• PROMPT: Track down the lines that contain "styles" and copy them.

• INFORMATION SUPPLIED:

-----

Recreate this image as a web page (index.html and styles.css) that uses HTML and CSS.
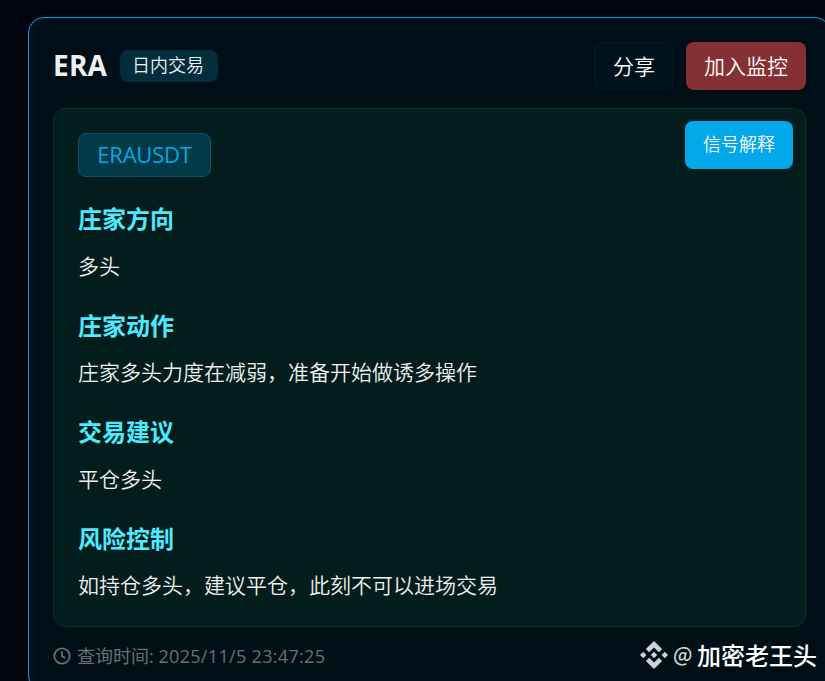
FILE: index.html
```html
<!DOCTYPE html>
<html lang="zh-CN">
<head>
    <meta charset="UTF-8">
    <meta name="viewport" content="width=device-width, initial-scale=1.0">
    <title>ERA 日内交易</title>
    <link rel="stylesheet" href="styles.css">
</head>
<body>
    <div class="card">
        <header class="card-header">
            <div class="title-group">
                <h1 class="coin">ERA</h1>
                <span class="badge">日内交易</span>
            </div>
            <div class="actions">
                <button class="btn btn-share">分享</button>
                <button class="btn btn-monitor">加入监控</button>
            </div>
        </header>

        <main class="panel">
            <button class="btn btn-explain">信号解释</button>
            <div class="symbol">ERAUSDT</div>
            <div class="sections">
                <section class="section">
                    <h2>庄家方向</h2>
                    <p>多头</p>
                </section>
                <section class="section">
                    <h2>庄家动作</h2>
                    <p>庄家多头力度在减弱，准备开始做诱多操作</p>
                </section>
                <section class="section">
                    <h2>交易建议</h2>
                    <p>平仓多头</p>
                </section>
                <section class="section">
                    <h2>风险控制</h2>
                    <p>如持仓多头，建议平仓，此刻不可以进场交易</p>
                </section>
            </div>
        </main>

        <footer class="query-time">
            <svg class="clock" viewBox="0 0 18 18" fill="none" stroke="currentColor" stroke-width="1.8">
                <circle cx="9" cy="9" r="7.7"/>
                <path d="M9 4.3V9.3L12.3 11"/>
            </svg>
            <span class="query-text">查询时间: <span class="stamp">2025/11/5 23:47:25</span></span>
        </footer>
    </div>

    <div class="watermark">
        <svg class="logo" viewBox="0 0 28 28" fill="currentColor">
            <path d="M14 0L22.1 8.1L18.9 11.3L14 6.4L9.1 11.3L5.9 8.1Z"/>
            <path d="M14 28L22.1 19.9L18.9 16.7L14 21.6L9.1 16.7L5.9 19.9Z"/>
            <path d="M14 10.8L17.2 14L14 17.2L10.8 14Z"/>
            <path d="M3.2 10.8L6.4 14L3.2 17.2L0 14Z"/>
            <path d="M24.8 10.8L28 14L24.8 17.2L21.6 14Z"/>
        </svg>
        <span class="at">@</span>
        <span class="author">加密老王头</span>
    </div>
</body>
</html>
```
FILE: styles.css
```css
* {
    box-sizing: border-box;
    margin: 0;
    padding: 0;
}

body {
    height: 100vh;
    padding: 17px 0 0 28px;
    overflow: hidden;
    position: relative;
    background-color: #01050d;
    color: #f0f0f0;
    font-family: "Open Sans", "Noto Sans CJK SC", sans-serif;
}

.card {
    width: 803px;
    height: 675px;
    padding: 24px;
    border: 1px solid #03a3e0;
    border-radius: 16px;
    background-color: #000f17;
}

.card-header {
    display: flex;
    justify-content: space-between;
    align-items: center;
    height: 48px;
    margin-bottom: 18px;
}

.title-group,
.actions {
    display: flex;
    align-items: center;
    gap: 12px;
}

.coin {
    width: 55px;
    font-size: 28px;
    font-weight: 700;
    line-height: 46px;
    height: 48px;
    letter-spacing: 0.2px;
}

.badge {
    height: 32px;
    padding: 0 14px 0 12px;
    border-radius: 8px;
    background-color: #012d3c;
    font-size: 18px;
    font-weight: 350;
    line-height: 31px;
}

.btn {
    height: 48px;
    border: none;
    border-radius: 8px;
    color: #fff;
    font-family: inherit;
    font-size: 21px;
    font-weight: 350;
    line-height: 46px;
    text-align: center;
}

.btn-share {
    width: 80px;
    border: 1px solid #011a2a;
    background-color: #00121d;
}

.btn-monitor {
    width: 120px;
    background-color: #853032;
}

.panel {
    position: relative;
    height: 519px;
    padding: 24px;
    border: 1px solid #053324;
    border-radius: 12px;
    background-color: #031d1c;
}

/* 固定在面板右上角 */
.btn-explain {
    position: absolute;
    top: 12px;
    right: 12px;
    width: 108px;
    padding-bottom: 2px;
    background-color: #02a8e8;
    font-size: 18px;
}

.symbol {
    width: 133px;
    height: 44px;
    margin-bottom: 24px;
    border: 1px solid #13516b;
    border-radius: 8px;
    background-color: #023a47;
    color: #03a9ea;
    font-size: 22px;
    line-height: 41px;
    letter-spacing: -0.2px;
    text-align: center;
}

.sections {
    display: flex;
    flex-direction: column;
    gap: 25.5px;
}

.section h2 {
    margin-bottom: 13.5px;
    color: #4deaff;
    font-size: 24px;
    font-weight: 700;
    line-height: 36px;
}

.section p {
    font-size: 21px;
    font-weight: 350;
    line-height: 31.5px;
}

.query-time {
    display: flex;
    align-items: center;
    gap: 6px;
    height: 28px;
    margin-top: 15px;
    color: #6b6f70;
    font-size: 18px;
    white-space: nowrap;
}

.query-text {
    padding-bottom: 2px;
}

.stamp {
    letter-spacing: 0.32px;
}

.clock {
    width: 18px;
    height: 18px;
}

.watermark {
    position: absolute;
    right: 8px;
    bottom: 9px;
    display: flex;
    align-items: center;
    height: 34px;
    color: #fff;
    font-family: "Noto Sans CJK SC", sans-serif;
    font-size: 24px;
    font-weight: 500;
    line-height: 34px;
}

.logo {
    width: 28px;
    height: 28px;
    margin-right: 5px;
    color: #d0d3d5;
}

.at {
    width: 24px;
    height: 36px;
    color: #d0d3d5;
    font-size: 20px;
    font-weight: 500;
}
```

-----

• OUTPUT FOR THIS TASK:
Recreate this image as a web page (index.html and styles.css) that uses HTML and CSS.
    <link rel="stylesheet" href="styles.css">
FILE: styles.css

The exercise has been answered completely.